Sheila’s eldest daughter, Diana, was born in the spring of 1933. India did not really suit her. As a small child she had boils under her arms and her legs were always swathed in bandages because every time she was bitten by an insect the bite would turn septic. Hinkie, by now one of the most senior and respected physicians in the subcontinent, told Sheila that that his granddaughter would never be really well in India and would be much better off in England, with its temperate climate and almost total freedom from biting insects. This brought the familiar Raj dilemma sharply into focus several years earlier than expected: to go to England with her child – or to stay India with Jerry.
Staying with Jerry won; and the bandaging continued until their next home leave, in 1939, when Diana was to go to school, as a boarder at St George’s, Ascot – a Raj child, like her mother and grandmother before her. Sheila’s wretchedness at leaving her six-year-old daughter was tempered by the fact that Jerry’s sister Joan, who had been teaching at Heathfield, was now at St George’s and so would be able to keep an eye on Diana, and that Diana would be able to spend her holidays staying with Joan and her grandfather in Sussex.

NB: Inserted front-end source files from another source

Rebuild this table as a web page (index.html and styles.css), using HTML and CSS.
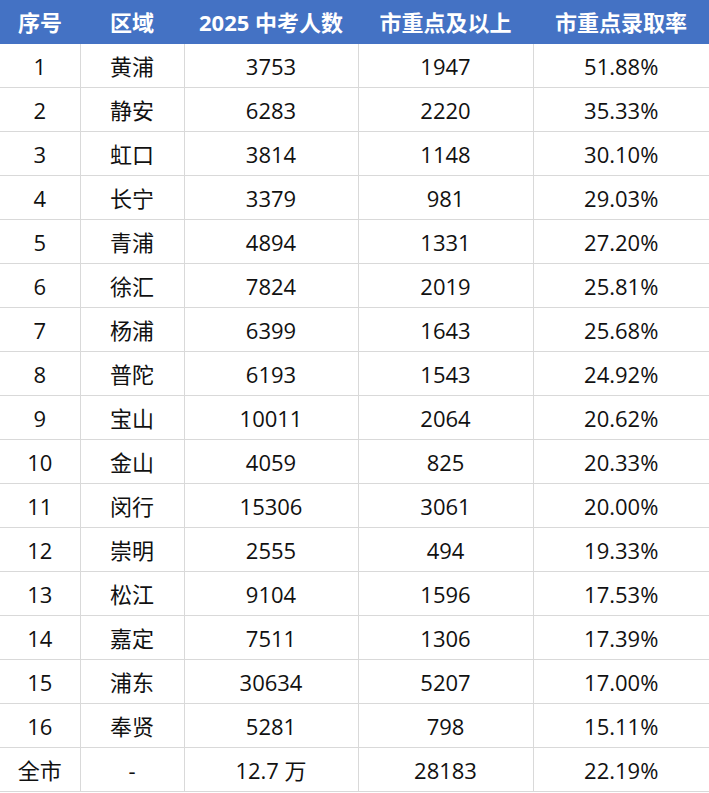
FILE: index.html
```html
<!DOCTYPE html>
<html lang="zh-CN">
<head>
<meta charset="utf-8">
<title>2025 上海中考市重点录取率</title>
<link rel="stylesheet" href="styles.css">
</head>
<body>
<table class="data">
  <colgroup>
    <col class="c1"><col class="c2"><col class="c3"><col class="c4"><col class="c5">
  </colgroup>
  <thead>
    <tr><th>序号</th><th>区域</th><th>2025 中考人数</th><th>市重点及以上</th><th>市重点录取率</th></tr>
  </thead>
  <tbody>
    <tr><td>1</td><td>黄浦</td><td>3753</td><td>1947</td><td>51.88%</td></tr>
    <tr><td>2</td><td>静安</td><td>6283</td><td>2220</td><td>35.33%</td></tr>
    <tr><td>3</td><td>虹口</td><td>3814</td><td>1148</td><td>30.10%</td></tr>
    <tr><td>4</td><td>长宁</td><td>3379</td><td>981</td><td>29.03%</td></tr>
    <tr><td>5</td><td>青浦</td><td>4894</td><td>1331</td><td>27.20%</td></tr>
    <tr><td>6</td><td>徐汇</td><td>7824</td><td>2019</td><td>25.81%</td></tr>
    <tr><td>7</td><td>杨浦</td><td>6399</td><td>1643</td><td>25.68%</td></tr>
    <tr><td>8</td><td>普陀</td><td>6193</td><td>1543</td><td>24.92%</td></tr>
    <tr><td>9</td><td>宝山</td><td>10011</td><td>2064</td><td>20.62%</td></tr>
    <tr><td>10</td><td>金山</td><td>4059</td><td>825</td><td>20.33%</td></tr>
    <tr><td>11</td><td>闵行</td><td>15306</td><td>3061</td><td>20.00%</td></tr>
    <tr><td>12</td><td>崇明</td><td>2555</td><td>494</td><td>19.33%</td></tr>
    <tr><td>13</td><td>松江</td><td>9104</td><td>1596</td><td>17.53%</td></tr>
    <tr><td>14</td><td>嘉定</td><td>7511</td><td>1306</td><td>17.39%</td></tr>
    <tr><td>15</td><td>浦东</td><td>30634</td><td>5207</td><td>17.00%</td></tr>
    <tr><td>16</td><td>奉贤</td><td>5281</td><td>798</td><td>15.11%</td></tr>
    <tr><td>全市</td><td>-</td><td>12.7 万</td><td>28183</td><td>22.19%</td></tr>
  </tbody>
</table>
</body>
</html>
```
FILE: styles.css
```css
html, body {
  margin: 0;
  padding: 0;
  background: #ffffff;
}
body {
  font-family: "Open Sans", "Noto Sans CJK SC", sans-serif;
  color: #111111;
}
.data {
  width: 709px;
  border-collapse: collapse;
  table-layout: fixed;
}
.c1 { width: 80px; }
.c2 { width: 104px; }
.c3 { width: 174px; }
.c4 { width: 175px; }
.c5 { width: 176px; }
.data th {
  background: #4472c4;
  color: #ffffff;
  font-weight: 700;
  font-size: 22px;
  height: 44px;
  padding: 0;
  text-align: center;
  vertical-align: middle;
  line-height: 1;
}
.data td {
  height: 43px;
  padding: 0;
  font-size: 22px;
  text-align: center;
  vertical-align: middle;
  line-height: 1;
  border: 1px solid #d9d9d9;
}
.data tr td:first-child { border-left: none; }
.data tr td:last-child { border-right: none; }
.data tbody tr:first-child td { border-top: none; }
```
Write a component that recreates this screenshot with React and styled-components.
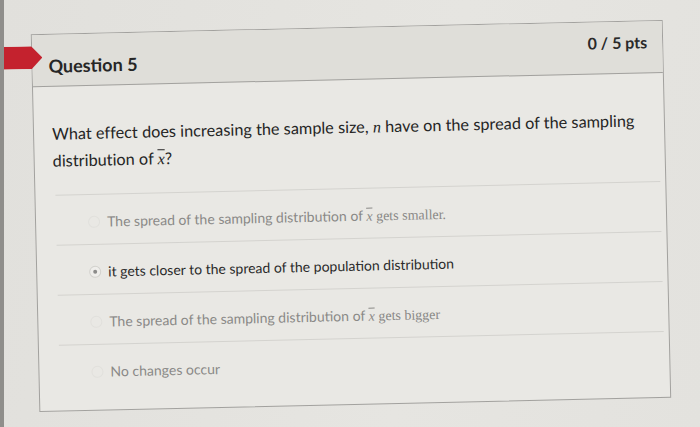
import React from 'react';
import styled, { createGlobalStyle } from 'styled-components';

const GlobalStyle = createGlobalStyle`
    html, body {
        margin: 0;
        padding: 0;
        background: #e3e2de;
        font-family: Lato, "Open Sans", sans-serif;
    }
`

const Screen = styled.div`
    position: relative;
    width: 700px;
    height: 427px;
    box-sizing: border-box;
    border-left: 4px solid #8f8e8b;
    background: linear-gradient(100deg, #e1e0dc 0%, #e6e5e1 60%, #e3e2de 100%);
    overflow: hidden;
    padding: 27px 0 0 31px;
`

const Card = styled.div`
    position: relative;
    width: 632px;
    height: 378px;
    box-sizing: border-box;
    border: 1px solid #a2a19e;
    background: #e9e8e4;
    transform: rotate(-1.3deg);
`

const Header = styled.div`
    display: flex;
    justify-content: space-between;
    align-items: flex-start;
    height: 52px;
    box-sizing: border-box;
    padding: 10px 15px 0 16px;
    background: #dfded9;
    border-bottom: 1px solid #a2a19e;
`

const Tag = styled.div`
    position: absolute;
    left: -44px;
    top: 11px;
    width: 54px;
    height: 23px;
    background: #c4222e;
    clip-path: polygon(0 0, 43px 0, 100% 50%, 43px 100%, 0 100%);
`

const Title = styled.div`
    margin-top: 10px;
    font-size: 18px;
    font-weight: 700;
    color: #262626;
    line-height: 22px;
`

const Points = styled.div`
    font-size: 16px;
    font-weight: 700;
    color: #2a2a2a;
    line-height: 22px;
`

const Body = styled.div`
    padding: 34px 5px 0 18px;
`

const QuestionText = styled.div`
    font-size: 16.2px;
    letter-spacing: 0.05px;
    line-height: 26px;
    color: #252525;
`

const Math = styled.span`
    font-family: "Liberation Serif", serif;
    font-style: ${p => (p.italic ? 'italic' : 'normal')};
`

const Bar = styled.span`
    text-decoration: overline;
    font-family: "Liberation Serif", serif;
    font-style: italic;
`

const AnswerList = styled.div`
    margin: 20px 0 0 2px;
`

const Answer = styled.div`
    display: flex;
    align-items: center;
    height: 50px;
    box-sizing: border-box;
    padding: 4px 0 0 32px;
    border-top: 1px solid #d4d3cf;
    font-size: 14px;
    color: ${p => (p.selected ? '#2a2a2a' : '#8a8987')};
`

const Radio = styled.span`
    position: relative;
    width: 12px;
    height: 12px;
    box-sizing: border-box;
    border-radius: 50%;
    margin-right: 7px;
    flex-shrink: 0;
    border: 1px solid ${p => (p.selected ? '#d2d1cd' : '#e1e0dc')};
    background: ${p => (p.selected ? '#efeeeb' : 'transparent')};

    &::after {
        content: '';
        display: ${p => (p.selected ? 'block' : 'none')};
        position: absolute;
        left: 3px;
        top: 3px;
        width: 4px;
        height: 4px;
        border-radius: 50%;
        background: #8c8c8a;
    }
`

const XBar = () => <Bar>x</Bar>

const answers = [
    { id: 1, text: 'The spread of the sampling distribution of ', math: ' gets smaller.' },
    { id: 2, text: 'it gets closer to the spread of the population distribution', selected: true },
    { id: 3, text: 'The spread of the sampling distribution of ', math: ' gets bigger' },
    { id: 4, text: 'No changes occur' },
]

const App = () => {
  return (
    <Screen>
        <GlobalStyle />
        <Card>
            <Tag />
            <Header>
                <Title>Question 5</Title>
                <Points>0 / 5 pts</Points>
            </Header>
            <Body>
                <QuestionText>
                    What effect does increasing the sample size, <Math italic>n</Math> have on the spread of the sampling distribution of <XBar />?
                </QuestionText>
                <AnswerList>
                    {answers.map(a => (
                        <Answer key={a.id} selected={a.selected}>
                            <Radio selected={a.selected} />
                            <span>
                                {a.text}
                                {a.math && <><XBar /><Math>{a.math}</Math></>}
                            </span>
                        </Answer>
                    ))}
                </AnswerList>
            </Body>
        </Card>
    </Screen>
  );
};

export default App;
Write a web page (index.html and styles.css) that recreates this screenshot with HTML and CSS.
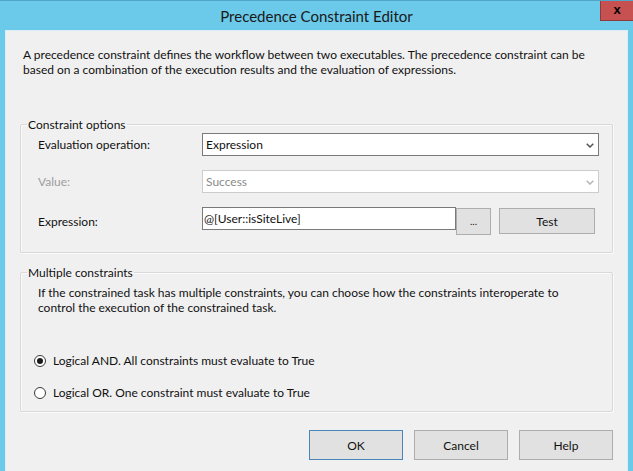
FILE: index.html
```html
<!DOCTYPE html>
<html lang="en">
<head>
<meta charset="utf-8">
<title>Precedence Constraint Editor</title>
<link rel="stylesheet" href="styles.css">
</head>
<body>
<div class="window">
  <div class="titlebar">
    <h1 class="title">Precedence Constraint Editor</h1>
    <button class="close" type="button">x</button>
  </div>
  <div class="content">
    <p class="desc">A precedence constraint defines the workflow between two executables. The precedence constraint can be<br>based on a combination of the execution results and the evaluation of expressions.</p>

    <fieldset class="group group-options">
      <legend>Constraint options</legend>
      <div class="form-grid">
        <label class="field-label">Evaluation operation:</label>
        <div class="combo">
          <span class="combo-text">Expression</span>
          <svg class="chevron" width="8" height="5" viewBox="0 0 8 5"><path d="M0.7 0.7 L4 4 L7.3 0.7" fill="none" stroke="#555" stroke-width="1.5"/></svg>
        </div>

        <label class="field-label field-label-disabled">Value:</label>
        <div class="combo combo-disabled">
          <span class="combo-text">Success</span>
          <svg class="chevron" width="8" height="5" viewBox="0 0 8 5"><path d="M0.7 0.7 L4 4 L7.3 0.7" fill="none" stroke="#b5b5b5" stroke-width="1.5"/></svg>
        </div>

        <label class="field-label">Expression:</label>
        <div class="expr-row">
          <div class="textbox">@[User::isSiteLive]</div>
          <button class="btn btn-ellipsis" type="button">...</button>
          <button class="btn btn-test" type="button">Test</button>
        </div>
      </div>
    </fieldset>

    <fieldset class="group group-multi">
      <legend>Multiple constraints</legend>
      <div class="multi-body">
        <p class="multi-text">If the constrained task has multiple constraints, you can choose how the constraints interoperate to<br>control the execution of the constrained task.</p>
        <div class="radio-list">
          <div class="radio"><span class="radio-dot checked"></span><span>Logical AND. All constraints must evaluate to True</span></div>
          <div class="radio"><span class="radio-dot"></span><span>Logical OR. One constraint must evaluate to True</span></div>
        </div>
      </div>
    </fieldset>

    <div class="actions">
      <button class="btn btn-dialog btn-default" type="button">OK</button>
      <button class="btn btn-dialog" type="button">Cancel</button>
      <button class="btn btn-dialog" type="button">Help</button>
    </div>
  </div>
</div>
</body>
</html>
```
FILE: styles.css
```css
* { box-sizing: border-box; }

body {
  margin: 0;
  font-family: Lato, "Liberation Sans", sans-serif;
  font-size: 12px;
  line-height: 15px;
  color: #111;
}

.window {
  width: 633px;
  height: 471px;
  background: #6bc9e9;
  border-top: 1px solid #4fa6c6;
  display: flex;
  flex-direction: column;
  overflow: hidden;
}

.titlebar {
  height: 29px;
  display: grid;
  grid-template-columns: 1fr auto 1fr;
  align-items: center;
}

.title {
  grid-column: 2;
  margin: 0;
  font-size: 15px;
  font-weight: normal;
  color: #1a1a1a;
  line-height: 18px;
}

.close {
  grid-column: 3;
  justify-self: end;
  align-self: start;
  margin-top: -1px;
  width: 33px;
  height: 21px;
  padding: 0 0 2px 0;
  background: #c75050;
  border: 1px solid #8e3b3b;
  border-top: 0;
  border-right: 0;
  font: bold 13px/1 "Liberation Sans", sans-serif;
  color: #000;
}

.content {
  flex: 1;
  margin: 0 5px;
  background: #f0f0f0;
  border: 1px solid #dbeef6;
  border-bottom: 0;
  padding: 16px 14px 0 14px;
  display: flex;
  flex-direction: column;
}

.desc {
  margin: 0 0 0 3px;
}

.group {
  margin: 0;
  padding: 0;
  border: 1px solid #d9d9d9;
  border-radius: 2px;
  box-shadow: inset 1px 1px 0 #fafafa, 1px 1px 0 #fafafa;
  min-width: 0;
}

.group legend {
  margin-left: 6px;
  padding: 0 1px;
  color: #111;
}

.group-options { margin-top: 40px; }

.form-grid {
  display: grid;
  grid-template-columns: 164px 1fr;
  row-gap: 14px;
  align-items: center;
  padding: 1px 13px 17px 17px;
}

.field-label { color: #111; }
.field-label-disabled { color: #9d9d9d; }

.combo {
  height: 23px;
  border: 1px solid #7a7a7a;
  background: #fff;
  display: flex;
  align-items: center;
  justify-content: space-between;
  padding: 0 4px 0 3px;
}

.combo-disabled {
  border-color: #cccccc;
}

.combo-disabled .combo-text { color: #8a8a8a; }

.chevron { display: block; margin-top: 1px; }

.expr-row {
  display: flex;
  align-items: flex-start;
}

.textbox {
  width: 254px;
  height: 23px;
  border: 1px solid #7a7a7a;
  background: #fff;
  padding: 3px 1px 0 1px;
}

.btn {
  background: #e1e1e1;
  border: 1px solid #adadad;
  font: inherit;
  color: #111;
  padding: 0;
}

.btn-ellipsis {
  width: 35px;
  height: 27px;
  margin-top: 1px;
  font-size: 10px;
}

.btn-test {
  width: 96px;
  height: 26px;
  margin-top: 1px;
  margin-left: 8px;
}

.group-multi { margin-top: 12px; }

.multi-body {
  padding: 5px 13px 11px 17px;
}

.multi-text { margin: 0; }

.radio-list {
  margin-top: 38px;
  margin-left: -4px;
  display: flex;
  flex-direction: column;
  gap: 17px;
}

.radio {
  display: flex;
  align-items: center;
  gap: 7px;
}

.radio-dot {
  width: 12px;
  height: 12px;
  border-radius: 50%;
  border: 1px solid #3a3a3a;
  background: #fff;
  display: flex;
  align-items: center;
  justify-content: center;
}

.radio-dot.checked::after {
  content: "";
  width: 6px;
  height: 6px;
  border-radius: 50%;
  background: #1a1a1a;
}

.actions {
  display: flex;
  justify-content: flex-end;
  gap: 11px;
  margin-top: 18px;
}

.btn-dialog {
  width: 94px;
  height: 30px;
}

.btn-default {
  border-color: #4a86ba;
}
```
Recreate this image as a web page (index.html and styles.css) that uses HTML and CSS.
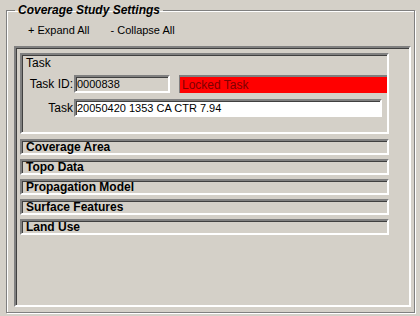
FILE: index.html
```html
<!DOCTYPE html>
<html lang="en">
<head>
    <meta charset="UTF-8">
    <title>Coverage Study Settings</title>
    <link rel="stylesheet" href="styles.css">
</head>
<body>
    <fieldset class="settings">
        <legend>Coverage Study Settings</legend>

        <!-- expand / collapse links -->
        <div class="toolbar">
            <span class="tool">+ Expand All</span>
            <span class="tool">- Collapse All</span>
        </div>

        <div class="panel">
            <!-- Task section, open -->
            <div class="box task">
                <div class="caption">Task</div>
                <div class="row">
                    <label class="lbl">Task ID:</label>
                    <input class="field id" type="text" value="0000838" disabled>
                    <div class="locked">Locked Task</div>
                </div>
                <div class="row">
                    <label class="lbl">Task</label>
                    <input class="field name" type="text" value="20050420 1353 CA CTR 7.94">
                </div>
            </div>

            <!-- closed sections -->
            <div class="box section">Coverage Area</div>
            <div class="box section">Topo Data</div>
            <div class="box section">Propagation Model</div>
            <div class="box section">Surface Features</div>
            <div class="box section">Land Use</div>
        </div>
    </fieldset>
</body>
</html>
```

FILE: styles.css
```css
body {
    margin: 0;
    background-color: #d4d0c8;
    font-family: "Liberation Sans", Arial, sans-serif;
    font-size: 12px;
    color: #000;
}
.settings {
    margin: 4px 5px 3px 6px;
    padding: 0 3px 5px 7px;
    height: 309px;
    box-sizing: border-box;
    border: 1px solid #808080;
    box-shadow: 1px 1px 0 #fff, inset 1px 1px 0 #fff;
    display: flex;
    flex-direction: column;
}
.settings legend {
    margin-left: 1px;
    padding: 0 3px;
    font-size: 12px;
    font-weight: bold;
    font-style: italic;
    line-height: 12px;
    color: #000;
}
.toolbar {
    display: flex;
    gap: 21px;
    padding: 8px 0 0 14px;
    height: 30px;
    box-sizing: border-box;
    font-size: 11px;
}
.panel {
    flex: 1;
    border-style: solid;
    border-width: 2px;
    border-color: #808080 #fff #fff #808080;
    box-shadow: inset 1px 1px 0 #404040;
    padding: 5px 20px 0 4px;
    display: flex;
    flex-direction: column;
    gap: 4px;
}
.box {
    border-style: solid;
    border-width: 2px;
    border-color: #808080 #fff #fff #808080;
    box-shadow: inset 1px 1px 0 #404040;
}
.task {
    height: 81px;
    box-sizing: border-box;
    padding: 1px 0 0 4px;
    margin-bottom: 1px;
}
.caption {
    line-height: 14px;
    margin-bottom: 5px;
}
.row {
    display: flex;
    align-items: center;
    margin-bottom: 6px;
}
.lbl {
    width: 47px;
    padding-right: 1px;
    text-align: right;
}
.field {
    font-family: "Liberation Sans", Arial, sans-serif;
    font-size: 11px;
    height: 18px;
    box-sizing: border-box;
    padding: 0 1px;
    border-style: solid;
    border-width: 2px;
    border-color: #808080 #fff #fff #808080;
    box-shadow: inset 1px 1px 0 #404040;
    color: #000;
    outline: none;
}
.field.id {
    width: 96px;
    background-color: #d4d0c8;
}
.field.name {
    width: 308px;
    background-color: #fff;
}
.locked {
    margin-left: 9px;
    flex: 1;
    height: 18px;
    box-sizing: border-box;
    padding: 1px 0 0 2px;
    background-color: #ff0000;
    color: #800000;
    border-top: 2px solid #808080;
    border-left: 1px solid #808080;
    line-height: 14px;
}
.section {
    height: 16px;
    box-sizing: border-box;
    padding-left: 4px;
    font-weight: bold;
    line-height: 13px;
}
```
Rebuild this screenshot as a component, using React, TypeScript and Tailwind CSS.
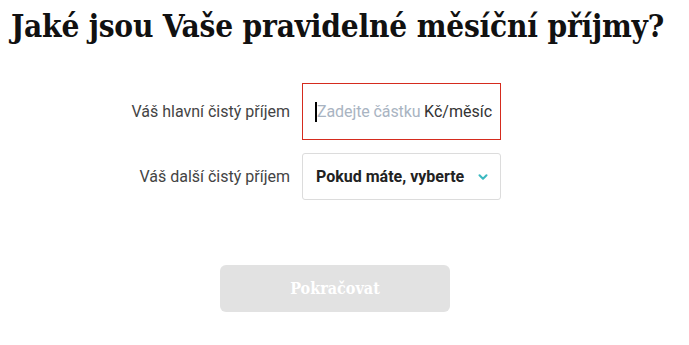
import { ChevronDown } from 'lucide-react';

export default function App() {
  return (
    <div className="w-[689px] h-[345px] bg-white overflow-hidden font-['Roboto','Liberation_Sans',sans-serif]">
      {/* Heading */}
      <h1 className="pt-[8px] pr-[14px] text-center text-[31.3px] leading-[36px] font-bold text-[#111] font-['DejaVu_Serif','Liberation_Serif',serif] font-stretch-condensed tracking-[-0.2px] whitespace-nowrap">
        Jaké jsou Vaše pravidelné měsíční příjmy?
      </h1>

      {/* Form */}
      <div className="mt-[39px] flex flex-col gap-[13px]">
        <div className="flex items-center">
          <label className="w-[290px] text-right text-[16px] text-[#444]">Váš hlavní čistý příjem</label>
          <div className="ml-[12px] w-[199px] h-[57px] border border-[#d52b1e] flex items-center pl-[12px] pr-[8px] whitespace-nowrap">
            <span className="w-[2px] h-[20px] bg-black" />
            <span className="text-[16px] text-[#a9b4c2] tracking-[-0.1px]">Zadejte částku</span>
            <span className="ml-auto text-[16px] text-[#333]">Kč/měsíc</span>
          </div>
        </div>
        <div className="flex items-center">
          <label className="w-[290px] text-right text-[16px] text-[#444]">Váš další čistý příjem</label>
          <div className="ml-[12px] w-[199px] h-[47px] border border-[#dcdcdc] rounded-[3px] flex items-center pl-[13px] pr-[10px] whitespace-nowrap">
            <span className="text-[16px] font-bold text-[#222]">Pokud máte, vyberte</span>
            <ChevronDown className="ml-auto w-[14px] h-[14px] text-[#3bb9c0]" strokeWidth={3.5} />
          </div>
        </div>
      </div>

      {/* Button */}
      <div className="mt-[65px] flex justify-center">
        <button className="w-[230px] h-[47px] rounded-[6px] bg-[#e2e2e2] text-white text-[16px] font-bold font-['DejaVu_Serif','Liberation_Serif',serif] font-stretch-condensed ml-[-19px]">
          Pokračovat
        </button>
      </div>
    </div>
  );
}
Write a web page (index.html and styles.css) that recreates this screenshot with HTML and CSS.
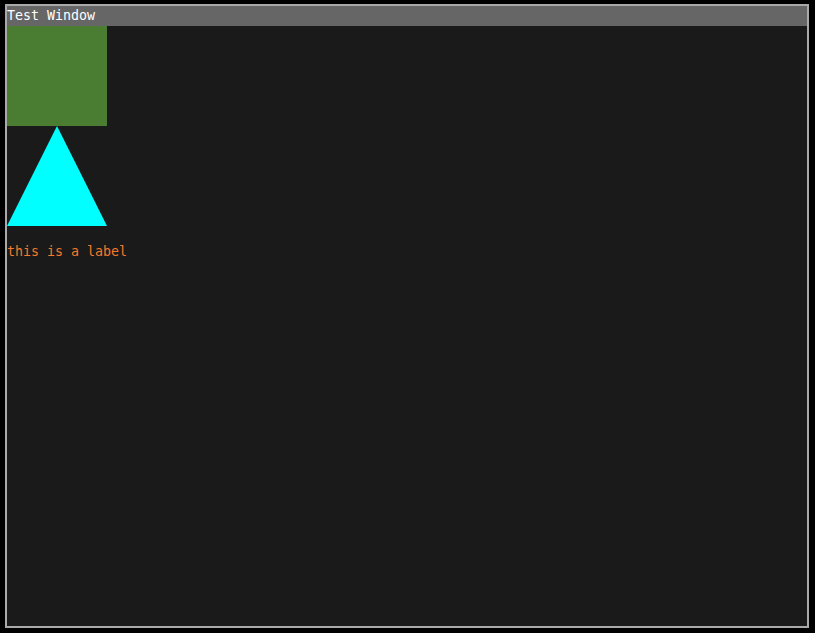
FILE: index.html
```html
<!DOCTYPE html>
<html>
<head>
<meta charset="utf-8">
<link rel="stylesheet" href="styles.css">
</head>
<body>
<div class="window">
  <div class="titlebar">Test Window</div>
  <div class="content">
    <div class="square"></div>
    <svg class="triangle" width="100" height="100" viewBox="0 0 100 100"><polygon points="50,0 100,100 0,100" fill="#00ffff"/></svg>
    <div class="label">this is a label</div>
  </div>
</div>
</body>
</html>
```
FILE: styles.css
```css
html, body {
  margin: 0;
  padding: 0;
  background: #000;
}
body {
  padding: 4px 0 0 5px;
}
.window {
  box-sizing: border-box;
  width: 804px;
  height: 624px;
  border: 2px solid #a9a9a9;
  background: #1a1a1a;
  display: flex;
  flex-direction: column;
  font-family: "DejaVu Sans Mono", monospace;
  font-size: 13.3px;
}
.titlebar {
  height: 20px;
  line-height: 19px;
  background: #666666;
  color: #ffffff;
  white-space: nowrap;
}
.content {
  display: flex;
  flex-direction: column;
  align-items: flex-start;
}
.square {
  width: 100px;
  height: 100px;
  background: #4a7c32;
}
.triangle {
  display: block;
}
.label {
  margin-top: 16px;
  line-height: 20px;
  color: #f5782d;
}
```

But while all of them were in England war was declared. Sheila and Jerry had to return when their leave was over and, as Sheila wrote later: ‘It was the worst day of my life leaving Diana behind and not knowing when I would see her again.’ As they left during the first months of war – known as the ‘phoney war’ – when leaflets rather than bombs were being dropped over Germany, there was no way of knowing that the war would last six long years.